Bu noktada çağlar öncesinde indirilse de hükmü vakti gelen her bilince taze bir şekilde her an inen ve adeta anlarımızı yeniden kurmamız için rehberlik eden Kur’an’daki hitabı ile Yaratıcı o etkili mesajıyla bizleri uyarmakta; “Onlara neden böyle yapıyorsunuz diye sorduğumuzda; “Biz atalarımızı böyle yaparken gördük, dediler. Peki ya atalarınız akletmediyseler de mi?” (Bakara-170)
Bu ayeti okuduğumda kendi hayat yolculuğumda dahi bir noktadan sonra sorguladığım atalarımı düşündüm. Güler yüzleri, tatlı dilleri, varlığa sevgiyle hizmet davranışları, merhametleri, başkaları hakkında kullandıkları sözcükler, olayları yorumlarken vardıkları yargılar vs.

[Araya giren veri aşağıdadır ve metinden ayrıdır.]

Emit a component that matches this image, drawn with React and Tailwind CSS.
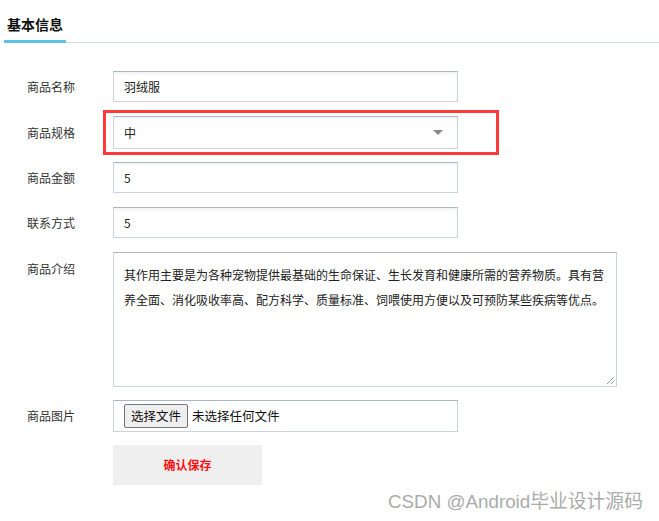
import React from "react";

const font = "font-['Noto_Sans_CJK_SC','Noto_Sans',sans-serif]";

const inputBox =
  "h-[31px] w-[345px] border border-[#cbd4da] border-t-[#a9b7c0] bg-white shadow-[inset_0_2px_3px_rgba(0,0,0,0.05)] flex items-center px-[10px] text-[12px] text-[#222]";

const Row = ({ label, children, top = false, className = "" }) => (
  <div className={`flex ${top ? "items-start" : "items-center"} ${className}`}>
    <div
      className={`w-[113px] pl-[27px] text-[12px] text-[#333] ${
        top ? "pt-[8px]" : ""
      }`}
    >
      {label}
    </div>
    {children}
  </div>
);

export default function App() {
  return (
    <div className={`relative w-[659px] h-[521px] bg-white overflow-hidden ${font}`}>
      {/* header */}
      <div className="flex border-b border-[#d3dce3] ml-[4px]">
        <div className="-mb-px border-b-[3px] border-[#5ec1ec] px-[3px] pt-[14px] pb-[6px] text-[14px] leading-5 font-bold text-[#111]">
          基本信息
        </div>
      </div>

      {/* form */}
      <div className="mt-[28px] flex flex-col">
        <Row label="商品名称">
          <div className={inputBox}>羽绒服</div>
        </Row>

        <Row label="商品规格" className="mt-[14px]">
          <div className="relative">
            <div className={`${inputBox} h-[33px] justify-between`}>
              <span>中</span>
              <span className="mr-[4px] w-0 h-0 border-l-[5px] border-r-[5px] border-t-[5px] border-l-transparent border-r-transparent border-t-[#888]" />
            </div>
            <div className="absolute -left-[10px] -top-[6px] w-[396px] h-[45px] border-[3px] border-[#ff3a3a] pointer-events-none" />
          </div>
        </Row>

        <Row label="商品金额" className="mt-[13px]">
          <div className={inputBox}>5</div>
        </Row>

        <Row label="联系方式" className="mt-[14px]">
          <div className={inputBox}>5</div>
        </Row>

        <Row label="商品介绍" top className="mt-[14px]">
          <div className="relative h-[135px] w-[504px] border border-[#cbd4da] border-t-[#a9b7c0] bg-white pl-[10px] pr-[4px] pt-[9px] text-[12px] leading-[25px] text-[#222]">
            其作用主要是为各种宠物提供最基础的生命保证、生长发育和健康所需的营养物质。具有营养全面、消化吸收率高、配方科学、质量标准、饲喂使用方便以及可预防某些疾病等优点。
            <svg
              className="absolute right-[1px] bottom-[1px]"
              width="9"
              height="9"
              viewBox="0 0 9 9"
            >
              <path d="M8 1L1 8M8 5L5 8" stroke="#999" strokeWidth="1" />
            </svg>
          </div>
        </Row>

        <Row label="商品图片" className="mt-[13px]">
          <div className="h-[32px] w-[345px] border border-[#cbd4da] border-t-[#a9b7c0] bg-white flex items-center pl-[10px] text-[12.5px] text-[#111]">
            <span className="h-[24px] px-[6px] flex items-center border border-[#767676] rounded-[2px] bg-[#efefef]">
              选择文件
            </span>
            <span className="ml-[4px]">未选择任何文件</span>
          </div>
        </Row>

        <div className="mt-[13px] ml-[113px] w-[149px] h-[40px] bg-[#efefef] flex items-center justify-center text-[12px] font-bold text-[#ff1010]">
          确认保存
        </div>
      </div>

      {/* watermark */}
      <div className="absolute left-[388px] top-[488px] text-[18.8px] text-[#ababab] font-['Liberation_Sans','Noto_Sans_CJK_SC',sans-serif] whitespace-nowrap">
        CSDN @Android毕业设计源码
      </div>
    </div>
  );
}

Tüm bunlar kimliğimin bir parçası olmuştu elbet ama bana fazla keskin gelen bazı inançlarını anlamaya çalışırken, onların da atalarından gelen sorgulamadan sürdürdükleri kopya kodları olduğunu fark ettim. Yeniden sorgulanması, esnek bir şekilde akledilerek dönüştürülmesi ve yeni bir bilinçle yeniden inşa edilerek sıradaki nesle düzenlenmiş olarak aktarılması gereken kodlardı bunlar…

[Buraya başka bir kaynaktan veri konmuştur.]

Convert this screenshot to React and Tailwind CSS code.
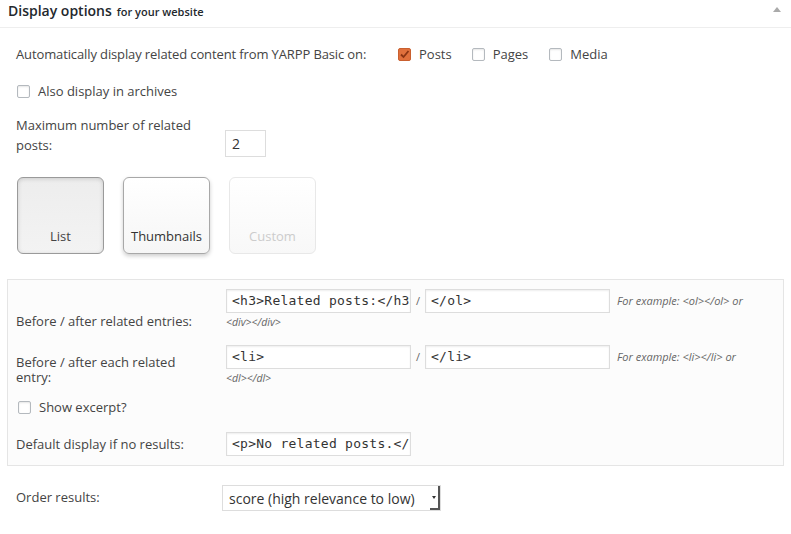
import { useState } from "react";

function Box({ checked }) {
  if (checked) {
    return (
      <span className="inline-flex items-center justify-center w-[13px] h-[13px] rounded-[2px] bg-[#e0703c] border border-[#c9602f] shrink-0">
        <svg width="11" height="11" viewBox="0 0 11 11">
          <path d="M2 5.5 L4.5 8 L9.5 2" fill="none" stroke="#8a3413" strokeWidth="1.8" />
        </svg>
      </span>
    );
  }
  return (
    <span className="inline-block w-[13px] h-[13px] rounded-[2px] bg-white border border-[#b4b9be] shadow-[inset_0_1px_2px_rgba(0,0,0,0.1)] shrink-0" />
  );
}

function Check({ label, checked, className = "" }) {
  return (
    <label className={"flex items-center gap-[8px] " + className}>
      <Box checked={checked} />
      <span>{label}</span>
    </label>
  );
}

function Field({ value, className = "" }) {
  return (
    <div
      className={
        "h-[24px] bg-white border border-[#dddddd] shadow-[inset_0_1px_2px_rgba(0,0,0,0.07)] px-[5px] flex items-center overflow-hidden whitespace-nowrap font-['DejaVu_Sans_Mono',monospace] text-[13px] tracking-[0.25px] text-[#333] " +
        className
      }
    >
      <span className="whitespace-nowrap">{value}</span>
    </div>
  );
}

export default function App() {
  const [tpl] = useState("list");

  return (
    <div className="w-[791px] h-[534px] bg-white font-['Open_Sans',sans-serif] text-[13px] text-[#444] overflow-hidden">
      <div className="h-[28px] border-b border-[#eeeeee] flex items-start pt-[1px] px-[8px]">
        <span className="text-[14px] font-semibold text-[#23282d] leading-[19px]">Display options</span>
        <span className="text-[11px] font-semibold text-[#23282d] ml-[5px] leading-[19px] pt-[1px]">for your website</span>
        <span className="ml-auto mr-[2px] mt-[6px] w-0 h-0 border-l-[4px] border-r-[4px] border-b-[5px] border-l-transparent border-r-transparent border-b-[#aaaaaa]" />
      </div>

      <div className="px-[16px] mt-[16px] flex items-center leading-[20px]">
        <span className="w-[382px] tracking-[-0.12px]">Automatically display related content from YARPP Basic on:</span>
        <Check label="Posts" checked />
        <Check label="Pages" className="ml-[20px]" />
        <Check label="Media" className="ml-[21px]" />
      </div>

      <div className="pl-[17px] mt-[17px] leading-[20px]">
        <Check label="Also display in archives" />
      </div>

      <div className="px-[16px] mt-[14px] flex leading-[20px]">
        <span className="w-[209px]">
          Maximum number of related
          <br />
          posts:
        </span>
        <div className="mt-[15px] w-[41px] h-[27px] border border-[#dddddd] bg-white flex items-center px-[6px] text-[14px] text-[#333]">2</div>
      </div>

      <div className="pl-[17px] mt-[20px] flex gap-[19px]">
        <div
          className={
            "w-[87px] h-[77px] rounded-[6px] border flex items-end justify-center pb-[7px] text-[#444] " +
            (tpl === "list"
              ? "border-[#9a9a9a] bg-gradient-to-b from-[#ededed] to-[#f3f3f3] shadow-[inset_0_1px_4px_rgba(0,0,0,0.15)]"
              : "border-[#a8a8a8] bg-white")
          }
        >
          List
        </div>
        <div className="w-[87px] h-[77px] rounded-[6px] border border-[#a8a8a8] flex items-end justify-center pb-[7px] bg-gradient-to-b from-white to-[#f6f6f6] shadow-[0_2px_4px_rgba(0,0,0,0.2)] text-[#333]">
          Thumbnails
        </div>
        <div className="w-[87px] h-[77px] rounded-[6px] border border-[#e8e8e8] flex items-end justify-center pb-[7px] bg-gradient-to-b from-white to-[#f8f8f8] text-[#cccccc]">
          Custom
        </div>
      </div>

      <div className="mx-[7px] mt-[25px] border border-[#e5e5e5] bg-[#fcfcfc] px-[8px] pt-[9px] pb-[9px]">
        <div className="flex">
          <span className="w-[210px] mt-[22px] leading-[20px]">Before / after related entries:</span>
          <div>
            <div className="flex items-center">
              <Field value="<h3>Related posts:</h3>" className="w-[185px]" />
              <span className="w-[14px] text-center text-[11px] text-[#666]">/</span>
              <Field value="</ol>" className="w-[185px]" />
              <span className="ml-[7px] text-[11px] italic text-[#666]">For example: &lt;ol&gt;&lt;/ol&gt; or</span>
            </div>
            <div className="text-[10.5px] italic text-[#666] leading-[12px] mt-[3px]">&lt;div&gt;&lt;/div&gt;</div>
          </div>
        </div>

        <div className="flex mt-[14px]">
          <span className="w-[210px] mt-[10px] leading-[15px]">
            Before / after each related
            <br />
            entry:
          </span>
          <div>
            <div className="flex items-center">
              <Field value="<li>" className="w-[185px]" />
              <span className="w-[14px] text-center text-[11px] text-[#666]">/</span>
              <Field value="</li>" className="w-[185px]" />
              <span className="ml-[7px] text-[11px] italic text-[#666]">For example: &lt;li&gt;&lt;/li&gt; or</span>
            </div>
            <div className="text-[10.5px] italic text-[#666] leading-[12px] mt-[3px]">&lt;dl&gt;&lt;/dl&gt;</div>
          </div>
        </div>

        <div className="mt-[12px] pl-[2px] leading-[20px]">
          <Check label="Show excerpt?" />
        </div>

        <div className="flex items-center mt-[15px]">
          <span className="w-[210px] leading-[20px]">Default display if no results:</span>
          <Field value="<p>No related posts.</p>" className="w-[185px]" />
        </div>
      </div>

      <div className="px-[16px] mt-[19px] flex items-center">
        <span className="w-[206px]">Order results:</span>
        <div className="w-[219px] h-[26px] border border-[#dddddd] bg-white flex items-center pl-[6px] text-[14px] text-[#333] relative">
          <span>score (high relevance to low)</span>
          <span className="absolute right-0 top-0 bottom-0 w-[10px] border-r-2 border-b-2 border-[#555] flex items-center justify-center">
            <span className="w-0 h-0 border-l-[2.5px] border-r-[2.5px] border-t-[3px] border-l-transparent border-r-transparent border-t-[#333]" />
          </span>
        </div>
      </div>
    </div>
  );
}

Bu minvalde gördüm ki; Atalarımızın yürüdükleri yolculuklarını kutsayarak, katkıları için teşekkür ederek saygı duymalı aynı zamanda kendi atalığımıza dair daha iyi olana kapı açmak adına da çabada olmalıyız.

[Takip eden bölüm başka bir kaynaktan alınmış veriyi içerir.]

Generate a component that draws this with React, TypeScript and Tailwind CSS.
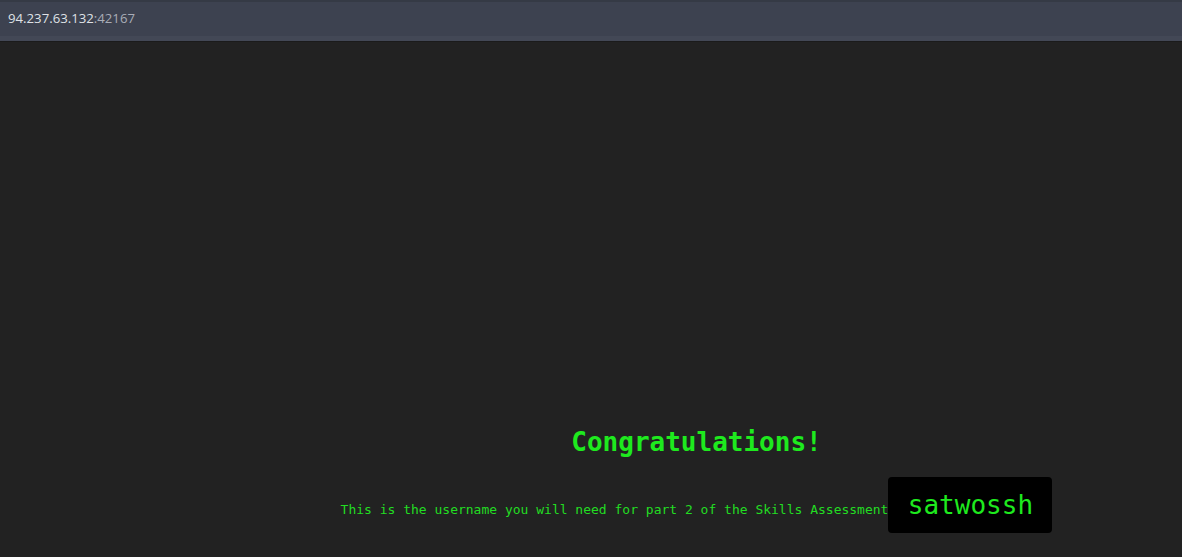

Günümüzde bir anda adeta tüm dünyayla kısa bir sürede kültürleşebilmemizi sağlayan teknolojik ağ sistemleri, yetiştirmeye çalıştığımız günlük iş yükleri bizleri maddi manevi yorarak öncelikle kendimizle olan bağlarımızı taze tutma noktasında bizleri zorlasa da gerçek şu ki; akledebilen atalar olarak çocuklarımızın ya da yeni neslimizin nasıl olmalarını istiyorsak o şekilde bir hâle geçebilmeliyiz.
İzlediğimiz ve maruz bırakıldığımız program içeriklerinin kalitesinden, sohbetlerimizdeki konuşma dilimizden, olaylara verdiğimiz tepkilerimizden, oturma kalkma adabımızdan, değer yargılarımıza varana kadar çok daha dikkatli, seçici ve bilge olmak zorundayız. Her halimizde evvela nezaket, zarafet ve merhamet esintileri olmalı. Önce yakın çevremize ve geniş çevrelerimize “önlerinden ve arkalarından” hakiki manada doğru sevgi tanımına yakışır yaklaşımlarda bulunabilmeliyiz. Söz gelimi çocuğumuzun bir müzik aletiyle ilgilenmesini istiyorsak ona nasihat vermek yerine belki birkaç nota basmalıyız.
Güler yüzlü ve sakin olmasını istiyorsak önce bu beden profilini ve ruh halini kendimizde sağlamalıyız. Kitap okumalarını ya da derslerine odaklanmalarını istiyorsak önce bizler hayatımıza bu eylemleri meşgale olarak almalıyız. Onların geleceğe neşe ve umutla bakmalarını istiyorsak hayatla dans etmesini maddi manevi tutumlarımızla onlara gösterebilmeliyiz. Misafire ya da büyüklerine hürmet bekliyorsak sık sık ziyaretler hazırlayıp ziyaretleri şölen havasına dönüştürebilmeliyiz.
Muhabbet ortamlarına, seyahatlere onları da katmalı, etkinlik planlarken bol bol fikirlerini almalı birlikte eğlenebilmeliyiz. Gelecek ile ilgili hayallerine saygı duymalı, onlara güvendiğimizi belli etmeli ve desteklemeli, iletişim kurduklarında etkili dinlemeyi öğrenmeliyiz. Belli zaman dilimlerinde sadece bir çay saati bile olsa günlük rutinler oluşturmalı varlıklarını sevgiyle onaylamalıyız. Çocuklar oldukları gibi kabul edildikleri ve hoş tepkiler aldıkları ortamlarda çiçek gibi açarlar ve tekrar o ortamda bulunmak isterler. Özetle bu iş; Esnek bir şekilde her ortama onlarla birlikte eşlik edebilmek ve en güzel hâl ile örnek olarak onların da bizden aldıklarıyla yansımalarına izin verme meselesi…Bunu sağlamak ise bizim ellerimizde…
Bize gelince; “Biz atalarımızdan gördüklerimizle yeni nesilden göreceklerimiz arasında köprü kurarken kaygılanmak yerine akledebilen atalardan olmak niyeti ile her yeni gelen neslin hakiki doğum sancılarını hissedebilmeli ve bu kutlu doğuma sevgiyle şahitlik ederken onlarla hemhâl olabilmeliyiz.